The Senate yesterday overwhelmingly passed a $94.5 billion emergency spending bill to fund the war on terror and hurricane recovery, but only after House leaders forced the Senate to cut about $14 billion from its version.

The bill, which the House passed Tuesday, was approved by the Senate on a 98-1 vote and was signed yesterday evening by President Bush, who had threatened a veto if the final version exceeded $94.5 billion. The Senate bill had reached $109 billion.

In his signing statement, Mr. Bush praised the bill for providing “additional resources needed to fight the war on terror, help citizens of the Gulf States recover from devastating hurricanes, and protect Americans from a potential influenza pandemic.”

Senate leaders immediately credited Republicans in both chambers for saving the legislation.

“Republican-led efforts ensured the bill didn’t exceed the president’s emergency request while focusing our resources on the critical priorities,” said Senate Majority Leader Bill Frist, Tennessee Republican.

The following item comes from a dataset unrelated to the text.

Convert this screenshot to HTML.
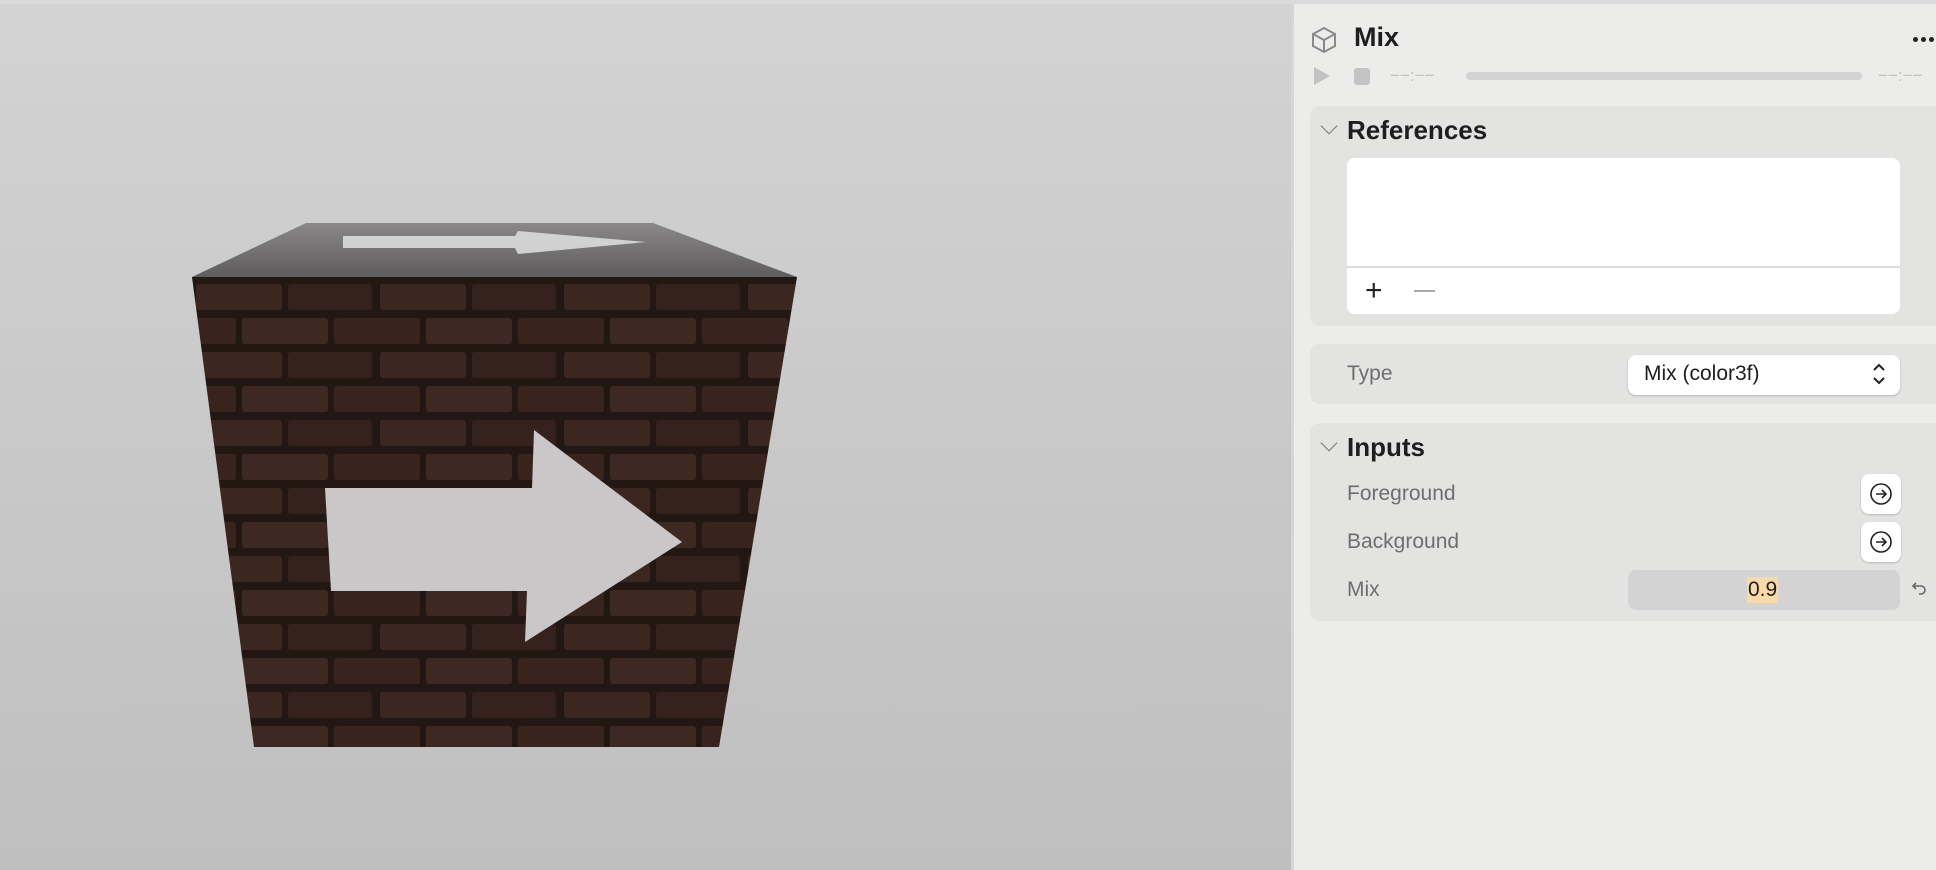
<!DOCTYPE html>
<html><head><meta charset="utf-8"><style>
*{margin:0;padding:0;box-sizing:border-box}
body{width:1936px;height:870px;overflow:hidden;position:relative;font-family:"Liberation Sans",sans-serif;background:#c8c8c8}
.vp{position:absolute;left:0;top:0;width:1291px;height:870px;background:linear-gradient(#d3d3d3,#bfbfbf)}
.topline{position:absolute;left:0;top:0;width:1936px;height:4px;background:#dadada}
.panel{position:absolute;left:1291px;top:4px;width:645px;height:866px;background:#ececeb;border-left:3px solid #d6d6d6}
.a{position:absolute}
.card{position:absolute;left:1310px;width:640px;background:#e3e3e2;border-radius:10px}
.lbl{position:absolute;font-size:21px;color:#6e6e6e}
.h{position:absolute;font-size:26px;font-weight:bold;color:#1e1e1e}
.chev{position:absolute;width:12px;height:12px;border-right:1.6px solid #777;border-bottom:1.6px solid #777;transform:rotate(45deg)}
.btn{position:absolute;left:1861px;width:40px;height:40px;background:#fff;border-radius:8px;box-shadow:0 1px 2px rgba(0,0,0,.2)}
.dot{position:absolute;top:37px;width:5px;height:5px;border-radius:50%;background:#222}
</style></head><body>
<div class="vp"></div>
<svg class="a" style="left:0;top:0" width="1291" height="870">
<defs>
<pattern id="br" width="184" height="68" patternUnits="userSpaceOnUse" x="192" y="280">
<rect width="184" height="68" fill="#221713"/>
<rect x="4" y="4" width="86" height="26" rx="3" fill="#3b2620"/>
<rect x="96" y="4" width="84" height="26" rx="3" fill="#36221c"/>
<rect x="-42" y="38" width="86" height="26" rx="3" fill="#38231d"/>
<rect x="50" y="38" width="86" height="26" rx="3" fill="#3e2822"/>
<rect x="142" y="38" width="86" height="26" rx="3" fill="#38231d"/>
</pattern>
<linearGradient id="tg" x1="0" y1="0" x2="0" y2="1"><stop offset="0" stop-color="#8a8888"/><stop offset="1" stop-color="#5e5c5c"/></linearGradient>
</defs>
<polygon points="306,223 653,223 797,277 192,277" fill="url(#tg)"/>
<polygon points="343,236 515,236 518,231 646,242 518,254 515,248 343,248" fill="#dcdcdc" opacity=".9"/>
<polygon points="192,277 797,277 719,747 254,747" fill="url(#br)"/>
<polygon points="325,488 532,488 534,430 682,542 525,642 527,591 331,591" fill="#c9c7c7"/>
</svg>
<div class="topline"></div>
<div class="panel"></div>
<svg class="a" style="left:1311px;top:26px" width="26" height="28" viewBox="0 0 26 28" fill="none" stroke="#8a8a8a" stroke-width="2"><path d="M13 2 L24 8 V20 L13 26 L2 20 V8 Z M2 8 L13 14 L24 8 M13 14 V26"/></svg>
<div class="h" style="left:1354px;top:22px;font-size:27px">Mix</div>
<div class="dot" style="left:1913px"></div><div class="dot" style="left:1921px"></div><div class="dot" style="left:1929px"></div>
<svg class="a" style="left:1312px;top:65px" width="20" height="22"><polygon points="2,2 18,11 2,20" fill="#c2c2c2"/></svg>
<div class="a" style="left:1354px;top:68px;width:16px;height:17px;background:#c4c4c4;border-radius:3px"></div>
<div class="a" style="left:1390px;top:66px;font-size:17px;color:#c0c0c0">−−:−−</div>
<div class="a" style="left:1466px;top:72px;width:396px;height:8px;background:#d3d3d3;border-radius:4px"></div>
<div class="a" style="left:1878px;top:66px;font-size:17px;color:#c0c0c0">−−:−−</div>

<div class="card" style="top:106px;height:220px"></div>
<div class="chev" style="left:1323px;top:120px"></div>
<div class="h" style="left:1347px;top:115px">References</div>
<div class="a" style="left:1347px;top:158px;width:553px;height:156px;background:#fff;border-radius:8px"></div>
<div class="a" style="left:1347px;top:266px;width:553px;height:2px;background:#dcdcdc"></div>
<div class="a" style="left:1365px;top:279px;font-size:30px;color:#222;line-height:24px">+</div>
<div class="a" style="left:1414px;top:290px;width:21px;height:2px;background:#aaa"></div>

<div class="card" style="top:344px;height:60px"></div>
<div class="lbl" style="left:1347px;top:362px">Type</div>
<div class="a" style="left:1628px;top:355px;width:272px;height:40px;background:#fff;border-radius:8px;box-shadow:0 1px 2px rgba(0,0,0,.2)"></div>
<div class="a" style="left:1644px;top:362px;font-size:21px;color:#1e1e1e">Mix (color3f)</div>
<svg class="a" style="left:1872px;top:362px" width="14" height="24" fill="none" stroke="#222" stroke-width="2"><path d="M2 8 L7 3 L12 8 M2 16 L7 21 L12 16"/></svg>

<div class="card" style="top:423px;height:198px"></div>
<div class="chev" style="left:1323px;top:437px"></div>
<div class="h" style="left:1347px;top:432px">Inputs</div>
<div class="lbl" style="left:1347px;top:482px">Foreground</div>
<div class="lbl" style="left:1347px;top:530px">Background</div>
<div class="lbl" style="left:1347px;top:578px">Mix</div>
<div class="btn" style="top:474px"></div>
<div class="btn" style="top:522px"></div>
<svg class="a" style="left:1869px;top:482px" width="24" height="24" fill="none" stroke="#222" stroke-width="1.6"><circle cx="12" cy="12" r="10"/><path d="M7 12 H17 M13 8 L17 12 L13 16"/></svg>
<svg class="a" style="left:1869px;top:530px" width="24" height="24" fill="none" stroke="#222" stroke-width="1.6"><circle cx="12" cy="12" r="10"/><path d="M7 12 H17 M13 8 L17 12 L13 16"/></svg>
<div class="a" style="left:1628px;top:570px;width:272px;height:40px;background:#d3d3d3;border-radius:8px"></div>
<div class="a" style="left:1747px;top:577px;padding:0 1px;background:#fad9a8;font-size:21px;color:#1e1e1e;line-height:26px">0.9</div>
<svg class="a" style="left:1911px;top:580px" width="16" height="18" fill="none" stroke="#666" stroke-width="1.6"><path d="M5 3 L2 6 L5 9 M2 6 H10 A4 4 0 0 1 10 14 H8"/></svg>
</body></html>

Others said the spending bill would have ballooned out of control without the hard line drawn by House leaders, especially Speaker J. Dennis Hastert, Illinois Republican.

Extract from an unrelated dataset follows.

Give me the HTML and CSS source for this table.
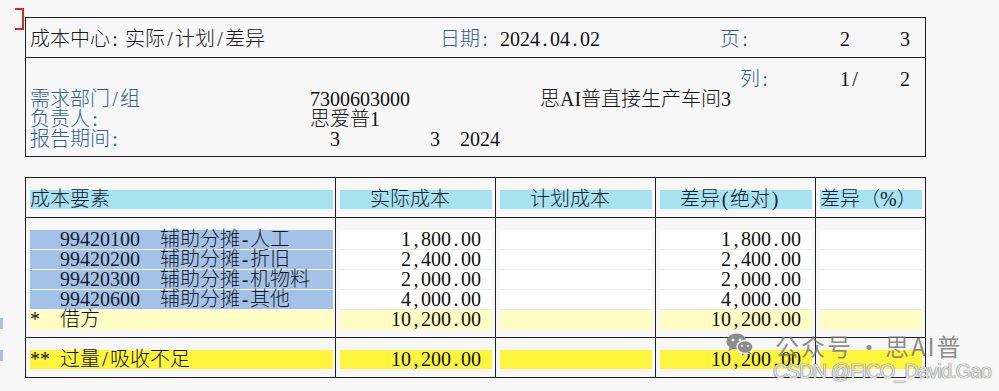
FILE: index.html
```html
<!DOCTYPE html>
<html lang="zh-CN">
<head>
<meta charset="utf-8">
<title>成本中心: 实际/计划/差异</title>
<link rel="stylesheet" href="styles.css">
</head>
<body>
<div class="marker"></div>
<div class="edge-mark edge-mark-a"></div>
<div class="edge-mark edge-mark-b"></div>

<main class="page">
  <section class="head-box">
    <div class="line title-row">
      <span class="title">成本中心<span class="pu">:</span> 实际<span class="pu">/</span>计划<span class="pu">/</span>差异</span>
      <span class="lbl date-label">日期<span class="pu">:</span></span>
      <span class="date">2024<span class="pu">.</span>04<span class="pu">.</span>02</span>
      <span class="lbl page-label">页<span class="pu">:</span></span>
      <span class="page-cur">2</span>
      <span class="page-tot">3</span>
    </div>
    <div class="info">
      <div class="line">
        <span class="lbl col-label">列<span class="pu">:</span></span>
        <span class="page-cur">1<span class="pu">/</span></span>
        <span class="page-tot">2</span>
      </div>
      <div class="line">
        <span class="lbl key">需求部门<span class="pu">/</span>组</span>
        <span class="val">7300603000</span>
        <span class="name">思AI普直接生产车间3</span>
      </div>
      <div class="line">
        <span class="lbl key">负责人<span class="pu">:</span></span>
        <span class="val">思爱普1</span>
      </div>
      <div class="line">
        <span class="lbl key-wide">报告期间<span class="pu">:</span></span>
        <span class="per-from">3</span>
        <span class="per-to">3</span>
        <span class="per-year">2024</span>
      </div>
    </div>
  </section>

  <section class="report">
    <div class="cell head first"><div class="band cyan">成本要素</div></div>
    <div class="cell head"><div class="band cyan ind3">实际成本</div></div>
    <div class="cell head"><div class="band cyan ind3">计划成本</div></div>
    <div class="cell head"><div class="band cyan ind2">差异<span class="pu">(</span>绝对<span class="pu">)</span></div></div>
    <div class="cell head"><div class="band cyan">差异（%）</div></div>

    <div class="cell body first">
      <div class="row elem blue"><span class="ecode">99420100</span><span class="ename">辅助分摊<span class="pu">-</span>人工</span></div>
      <div class="row elem blue"><span class="ecode">99420200</span><span class="ename">辅助分摊<span class="pu">-</span>折旧</span></div>
      <div class="row elem blue"><span class="ecode">99420300</span><span class="ename">辅助分摊<span class="pu">-</span>机物料</span></div>
      <div class="row elem blue"><span class="ecode">99420600</span><span class="ename">辅助分摊<span class="pu">-</span>其他</span></div>
      <div class="row elem lyellow"><span class="emark">*</span><span class="etext">借方</span></div>
    </div>
    <div class="cell body amount">
      <div class="row white">1<span class="pu">,</span>800<span class="pu">.</span>00</div>
      <div class="row white">2<span class="pu">,</span>400<span class="pu">.</span>00</div>
      <div class="row white">2<span class="pu">,</span>000<span class="pu">.</span>00</div>
      <div class="row white">4<span class="pu">,</span>000<span class="pu">.</span>00</div>
      <div class="row lyellow">10<span class="pu">,</span>200<span class="pu">.</span>00</div>
    </div>
    <div class="cell body amount">
      <div class="row white"></div>
      <div class="row white"></div>
      <div class="row white"></div>
      <div class="row white"></div>
      <div class="row lyellow"></div>
    </div>
    <div class="cell body amount">
      <div class="row white">1<span class="pu">,</span>800<span class="pu">.</span>00</div>
      <div class="row white">2<span class="pu">,</span>400<span class="pu">.</span>00</div>
      <div class="row white">2<span class="pu">,</span>000<span class="pu">.</span>00</div>
      <div class="row white">4<span class="pu">,</span>000<span class="pu">.</span>00</div>
      <div class="row lyellow">10<span class="pu">,</span>200<span class="pu">.</span>00</div>
    </div>
    <div class="cell body amount">
      <div class="row white"></div>
      <div class="row white"></div>
      <div class="row white"></div>
      <div class="row white"></div>
      <div class="row lyellow"></div>
    </div>

    <div class="cell foot first"><div class="row elem yellow"><span class="emark">**</span><span class="etext">过量<span class="pu">/</span>吸收不足</span></div></div>
    <div class="cell foot amount"><div class="row yellow">10<span class="pu">,</span>200<span class="pu">.</span>00</div></div>
    <div class="cell foot amount"><div class="row yellow"></div></div>
    <div class="cell foot amount"><div class="row yellow">10<span class="pu">,</span>200<span class="pu">.</span>00</div></div>
    <div class="cell foot amount"><div class="row yellow"></div></div>
  </section>
</main>

<div class="wm">
  <svg class="wm-icon" width="28" height="22" viewBox="0 0 28 22" aria-hidden="true">
    <ellipse cx="10.5" cy="8.5" rx="10" ry="8" fill="#8c8c8c"/>
    <path d="M4 13.5 L2.5 18 L8.5 15.5 Z" fill="#8c8c8c"/>
    <circle cx="7" cy="7" r="1.4" fill="#f4f4f4"/>
    <circle cx="14" cy="7" r="1.4" fill="#f4f4f4"/>
    <ellipse cx="19" cy="14" rx="8" ry="6.5" fill="#8c8c8c" stroke="#f4f4f4" stroke-width="1.5"/>
    <path d="M23.5 18.5 L26 21.5 L20.5 20 Z" fill="#8c8c8c"/>
    <circle cx="16" cy="13" r="1.1" fill="#f4f4f4"/>
    <circle cx="22" cy="13" r="1.1" fill="#f4f4f4"/>
  </svg>
  <span class="wm-text">公众号</span><span class="wm-dot">·</span><span class="wm-text">思AI普</span>
</div>
<div class="wm-csdn">CSDN @FICO_David.Gao</div>
</body>
</html>
```

FILE: styles.css
```css
* { box-sizing: border-box; }

html, body { margin: 0; padding: 0; }

body {
  position: relative;
  width: 999px;
  height: 391px;
  overflow: hidden;
  background: #f7f7f7;
  color: #111;
  font-family: "Liberation Serif", "Noto Sans CJK SC", serif;
  font-weight: 300;
  font-size: 20px;
  line-height: 20px;
}

/* selection marker and edge marks in the margin */
.marker {
  position: absolute;
  left: 15px;
  top: 8px;
  width: 9px;
  height: 22px;
  border: 2px solid #cc2f2f;
  border-left: none;
}
.edge-mark {
  position: absolute;
  left: 0;
  width: 3px;
  height: 11px;
  background: #a9c0df;
}
.edge-mark-a { top: 318px; }
.edge-mark-b { top: 350px; }

.page { padding: 17px 0 0 25px; }

/* ---------- header box ---------- */
.head-box {
  width: 901px;
  border: 1px solid #202020;
}
.title-row {
  padding: 11px 4px 8px;
  border-bottom: 1px solid #202020;
  box-sizing: content-box;
}
.info { padding: 11px 4px 7px; }

.line {
  display: grid;
  grid-template-columns: repeat(89, 10px);
  height: 20px;
  white-space: nowrap;
}

.lbl { color: #2f5f97; }

.title { grid-column: 1 / 42; color: #1a1a1a; }
.date-label { grid-column: 42 / 48; }
.date { grid-column: 48 / 70; }
.page-label { grid-column: 70 / 82; }
.col-label { grid-column: 72 / 82; }
.page-cur { grid-column: 82 / 88; }
.page-tot { grid-column: 88 / 90; }

.key { grid-column: 1 / 29; }
.key-wide { grid-column: 1 / 31; }
.val { grid-column: 29 / 52; }
.name { grid-column: 52 / 90; }
.per-from { grid-column: 31 / 41; }
.per-to { grid-column: 41 / 44; }
.per-year { grid-column: 44 / 48; }

.pu {
  display: inline-block;
  width: 10px;
  text-align: center;
}

/* ---------- report table ---------- */
.report {
  margin-top: 20px;
  width: 901px;
  display: grid;
  grid-template-columns: 310px 160px 160px 160px 110px;
  border-top: 1px solid #202020;
  border-left: 1px solid #202020;
}

.cell {
  border-right: 1px solid #202020;
  border-bottom: 1px solid #202020;
  padding: 12px 3px 8px 4px;
}
.cell.first { padding-right: 2px; }
.cell.body { padding-bottom: 7px; }

.band {
  height: 19px;
  line-height: 19px;
  white-space: nowrap;
  color: #16232e;
}
.cyan { background: #a7e2f1; }
.ind3 { padding-left: 30px; }
.ind2 { padding-left: 20px; }

.row {
  height: 20px;
  line-height: 19px;
  border-bottom: 1px solid transparent;
  white-space: nowrap;
  color: #111;
}
.row.blue { background: #a4c2e8; border-bottom-color: #ffffff; color: #141c29; }
.row.white { background: #ffffff; border-bottom-color: #ececec; }
.row.lyellow { background: #fffcc4; }
.row.yellow { background: #fff53c; height: 19px; border-bottom: none; }

.elem {
  display: grid;
  grid-template-columns: 30px 100px 1fr;
}
.ecode { grid-column: 2; }
.ename { grid-column: 3; }
.emark { grid-column: 1; }
.etext { grid-column: 2 / 4; }

.amount .row {
  text-align: right;
  padding-right: 11px;
}

/* ---------- watermark overlay ---------- */
.wm {
  position: absolute;
  left: 726px;
  top: 333px;
  display: flex;
  align-items: center;
  height: 26px;
  color: rgba(112, 112, 112, 0.78);
  font-family: "Noto Sans CJK SC", sans-serif;
  font-weight: 400;
  font-size: 24px;
  line-height: 26px;
}
.wm-icon { margin-right: 21px; margin-top: -4px; }
.wm-text { letter-spacing: 2px; }
.wm-dot {
  display: inline-block;
  width: 32px;
  text-align: center;
}
.wm-csdn {
  position: absolute;
  left: 773px;
  top: 360px;
  font-family: "Liberation Sans", sans-serif;
  font-weight: 400;
  font-size: 20px;
  line-height: 22px;
  letter-spacing: -0.9px;
  color: rgba(236, 236, 236, 0.92);
  text-shadow: 0 0 1px #707070, 0 0 1px #707070;
}
```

“It would have been much higher without the insistence of the House,” said Rep. C.W. Bill Young, Florida Republican.

The measure provides $65.8 billion for the war efforts in Iraq and Afghanistan, including money for Humvees and tanks; and $19.8 billion for Gulf Coast hurricane recovery, including $500 million in agricultural assistance. The agricultural package was reduced from about $4 billion in the Senate version.

The bill also funds two specific extra requests from Mr. Bush: $2.3 billion for avian flu preparedness efforts and $1.9 billion for border security.

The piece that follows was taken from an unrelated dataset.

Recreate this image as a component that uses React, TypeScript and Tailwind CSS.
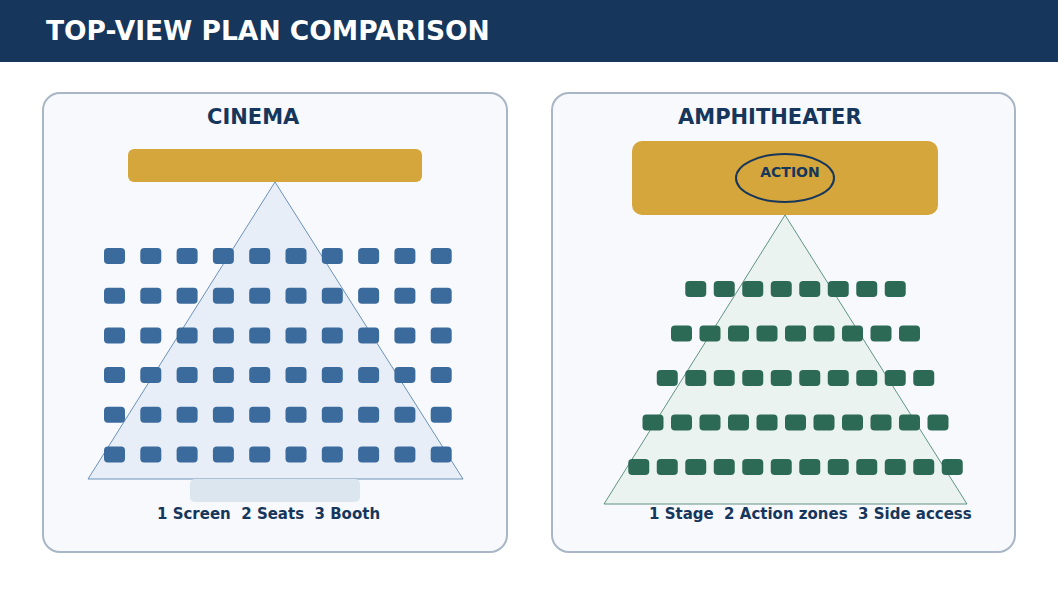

Before he signed the bill, Mr. Bush credited congressional leadership and the chairmen of the House and Senate Appropriations committees — Rep. Jerry Lewis, California Republican and Sen. Thad Cochran, Mississippi Republican — for reducing the bill to an acceptable level.

“I am pleased that Congress has addressed these urgent national priorities within the spending limits I set,” Mr. Bush said.

Rep. Mike Pence, Indiana Republican, and other House conservatives voted against the bill and recommended that Mr. Bush veto it because about $5 billion of the allocation is unrelated to either the war or hurricane recovery. The bill passed the House by a 351-67 vote.

Conservatives said items that don’t belong in the bill include $35.6 million for mine safety, $27.6 million to repair utility steam tunnels in the Capitol Power Plant and $38 million for oyster activities.

Negotiators from both chambers killed a contentious Senate project that would have provided $700 million to reroute a railroad in Mississippi, as well as language that critics said would have forced the Navy to reimburse Northrop Grumman Corp. for hurricane damage, lifting the burden from insurance companies.

Sen. Arlen Specter, Pennsylvania Republican, cast the only opposing vote yesterday, saying it didn’t include an extra $7 billion in the annual budget for labor, health and education. Mr. Specter is chairman of the Senate Appropriations subcommittee that oversees that bill.

“This vote should not be misconstrued as voting against our troops or hurricane recovery efforts,” he said.